Death of Alva Belmont
Alva Belmont, American socialite and leading suffragette, died in 1933 at age 80. She founded the Political Equality Association, co-founded the National Woman's Party, and organized the first White House picketing for women's suffrage, leaving a lasting legacy in the fight for voting rights.
On January 26, 1933, Alva Belmont died at the age of 80 in Paris, France. The American socialite turned suffragette had spent her final years in declining health, but her death marked the end of an era for the women's suffrage movement. Belmont was not merely a wealthy patron of the cause; she was a formidable organizer, strategist, and agitator who helped transform the fight for voting rights from polite petitioning into direct, militant action. Her passing drew tributes from activists across the political spectrum, recognizing a woman who had used her fortune and ferocious will to challenge the entrenched patriarchy of early 20th-century America.

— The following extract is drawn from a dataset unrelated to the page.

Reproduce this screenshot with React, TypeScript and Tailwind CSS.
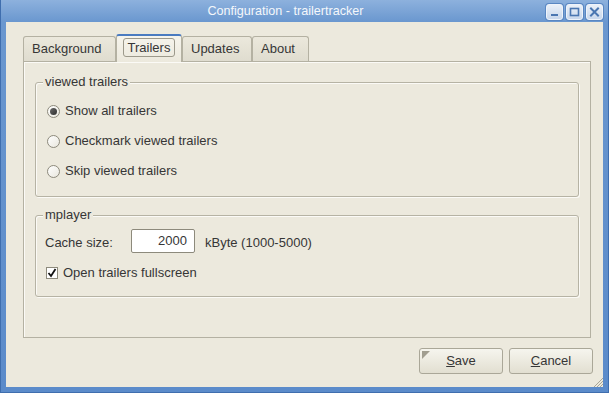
import React from "react";

function TitleButton({ kind }: { kind: "min" | "max" | "close" }) {
  return (
    <div className="w-[17px] h-[16px] rounded-[3px] border border-[#eef3fa] bg-gradient-to-b from-[#eaf0f8] to-[#c8d7ec] flex items-center justify-center shadow-[0_0_0_1px_#5a87c2]">
      <svg width="11" height="10" viewBox="0 0 11 10">
        {kind === "min" && <rect x="2" y="7" width="7" height="2" fill="#4a76b1" />}
        {kind === "max" && (
          <rect x="1.5" y="1.5" width="8" height="7" fill="none" stroke="#4a76b1" strokeWidth="1.6" />
        )}
        {kind === "close" && (
          <path d="M2 1.5 L9 8.5 M9 1.5 L2 8.5" stroke="#4a76b1" strokeWidth="2" strokeLinecap="square" />
        )}
      </svg>
    </div>
  );
}

function Radio({ checked, label }: { checked?: boolean; label: string }) {
  return (
    <div className="h-[30px] flex items-center gap-[5px]">
      <div className="w-[13px] h-[13px] rounded-full border border-[#8d8a7c] bg-gradient-to-br from-[#ffffff] to-[#e9e7de] flex items-center justify-center">
        {checked && <div className="w-[7px] h-[7px] rounded-full bg-gradient-to-br from-[#6b6b6b] to-[#2e2e2e]" />}
      </div>
      <span>{label}</span>
    </div>
  );
}

function GroupBox({ title, className, children }: { title: string; className: string; children: React.ReactNode }) {
  return (
    <div className={"relative rounded-[3px] border border-[#b6b3a4] shadow-[inset_1px_1px_0_#fbfaf6,1px_1px_0_#fbfaf6] " + className}>
      <span className="absolute -top-[9px] left-[7px] px-[2px] bg-[#ece9dd] leading-[16px]">{title}</span>
      {children}
    </div>
  );
}

function Tab({ label, w, selected }: { label: string; w: string; selected?: boolean }) {
  if (selected) {
    return (
      <div className={"relative z-10 -mb-px h-[28px] rounded-t-[3px] border-x border-[#b4b1a2] border-t-2 border-t-[#4a7bc0] bg-gradient-to-b from-[#f6f4ec] to-[#ece9dd] flex items-start justify-center pt-[2px] " + w}>
        <div className="h-[19px] px-[4px] rounded-[3px] border border-[#9c998b] flex items-center leading-none">{label}</div>
      </div>
    );
  }
  return (
    <div className={"h-[25px] rounded-t-[3px] border border-b-0 border-[#b4b1a2] bg-gradient-to-b from-[#ebe8dc] to-[#dfdccf] flex items-center pl-[8px] " + w}>
      {label}
    </div>
  );
}

function Button({ children, isDefault }: { children: React.ReactNode; isDefault?: boolean }) {
  return (
    <div className="relative w-[84px] h-[26px] rounded-[3px] border border-[#aaa798] bg-gradient-to-b from-[#f6f5ee] to-[#e2dfd1] flex items-center justify-center">
      {isDefault && (
        <svg className="absolute left-[2px] top-[2px]" width="8" height="8" viewBox="0 0 8 8">
          <path d="M0 0 H8 L0 8 Z" fill="#a19e90" />
        </svg>
      )}
      {children}
    </div>
  );
}

export default function App() {
  return (
    <div
      className="w-[609px] h-[393px] flex flex-col bg-[#5f8fcd] text-[13px] text-[#363636] overflow-hidden border-l border-r border-b border-[#3f6eae]"
      style={{ fontFamily: '"Liberation Sans", Arial, sans-serif' }}
    >
      <div className="h-[22px] shrink-0 flex items-center bg-gradient-to-b from-[#8db1dd] to-[#6a97cf] pr-[5px]">
        <div className="flex-1 pl-[24px] text-center text-[#f4f7fb] text-[12.6px] leading-none">Configuration - trailertracker</div>
        <div className="flex gap-[3px] pt-[1px]">
          <TitleButton kind="min" />
          <TitleButton kind="max" />
          <TitleButton kind="close" />
        </div>
      </div>
      <div className="flex-1 flex px-[5px] pb-[5px] bg-gradient-to-b from-[#6a97cf] to-[#5b8bca]">
        <div className="relative flex-1 bg-[#ece9dd] flex flex-col pl-[17px] pr-[11px] pt-[12px]">
          <div className="flex items-end h-[27px]">
            <Tab label="Background" w="w-[93px]" />
            <Tab label="Trailers" w="w-[66px]" selected />
            <Tab label="Updates" w="w-[70px]" />
            <Tab label="About" w="w-[57px]" />
          </div>
          <div className="w-[568px] h-[277px] border border-[#b4b1a2] shadow-[inset_1px_1px_0_#fbfaf6] pl-[11px] pr-[11px] pt-[20px] flex flex-col gap-[18px]">
            <GroupBox title="viewed trailers" className="h-[115px] pl-[11px] pt-[13px]">
              <Radio checked label="Show all trailers" />
              <Radio label="Checkmark viewed trailers" />
              <Radio label="Skip viewed trailers" />
            </GroupBox>
            <GroupBox title="mplayer" className="h-[82px] pl-[9px] pt-[13px]">
              <div className="flex items-center h-[24px]">
                <span className="w-[86px] pt-[3px]">Cache size:</span>
                <div className="w-[64px] h-[24px] rounded-[2px] border border-[#8d8a7c] bg-white flex items-center justify-end pr-[7px]">2000</div>
                <span className="ml-[10px] pt-[3px]">kByte (1000-5000)</span>
              </div>
              <div className="flex items-center h-[16px] mt-[12px] gap-[5px] pl-[1px]">
                <div className="w-[12px] h-[12px] border border-[#8d8a7c] bg-white flex items-center justify-center">
                  <svg width="10" height="10" viewBox="0 0 10 10">
                    <path d="M1.5 5 L4 8 L8.5 1" fill="none" stroke="#111" strokeWidth="1.8" />
                  </svg>
                </div>
                <span>Open trailers fullscreen</span>
              </div>
            </GroupBox>
          </div>
          <div className="flex justify-end gap-[6px] mt-[10px] -mr-px">
            <Button isDefault>
              <span><span className="underline">S</span>ave</span>
            </Button>
            <Button>
              <span><span className="underline">C</span>ancel</span>
            </Button>
          </div>
          <svg className="absolute right-0 bottom-0" width="10" height="10" viewBox="0 0 10 10">
            <path d="M10 1 L1 10 M10 4 L4 10 M10 7 L7 10" stroke="#a8a596" strokeWidth="1" />
          </svg>
        </div>
      </div>
    </div>
  );
}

From Gilded Age Socialite to Suffrage Crusader
Born Alva Erskine Smith on January 17, 1853, in Mobile, Alabama, she came from a family of modest wealth but high ambition. After the Civil War, her mother took the family to New York and then Paris, where Alva received a refined education. In 1875, she married William Kissam Vanderbilt, grandson of the railroad tycoon Cornelius Vanderbilt. As Mrs. Vanderbilt, Alva became a leading figure in New York society, orchestrating lavish parties and commissioning opulent homes like the Petit Chateau on Fifth Avenue and Marble House in Newport, Rhode Island. Yet beneath the surface of Gilded Age glamour lay a restless intellect and a growing dissatisfaction with the limited roles available to women.
Her marriage to Vanderbilt ended in divorce in 1895—a scandalous act at the time—and she remarried Oliver Hazard Perry Belmont in 1896. After Oliver's death in 1908, the now-widowed Alva was free to devote her energy and considerable fortune to the cause of women's suffrage. She had been a member of the National American Woman Suffrage Association (NAWSA) since the 1880s, but she grew impatient with its moderate tactics. In 1909, she founded the Political Equality Association (PEA) to mobilize support for suffrage-friendly politicians in New York State. Unlike NAWSA's top-down approach, the PEA sought broad, grassroots support, organizing meetings in working-class neighborhoods and immigrant communities throughout New York City. Belmont also wrote articles and gave speeches, becoming a prominent voice in the movement.
Forging a More Militant Path
Belmont's activism intensified in the 1910s. She led the New York City division of the 1912 Women's Votes Parade, a massive spectacle that drew thousands of marchers and spectators. But she was increasingly drawn to the more radical tactics advocated by younger suffragists like Alice Paul. In 1916, Paul founded the National Woman's Party (NWP), and Belmont was among its earliest and most generous supporters. She provided crucial funding and organizational skill, helping the NWP become a disciplined, focused organization dedicated to a constitutional amendment for women's suffrage.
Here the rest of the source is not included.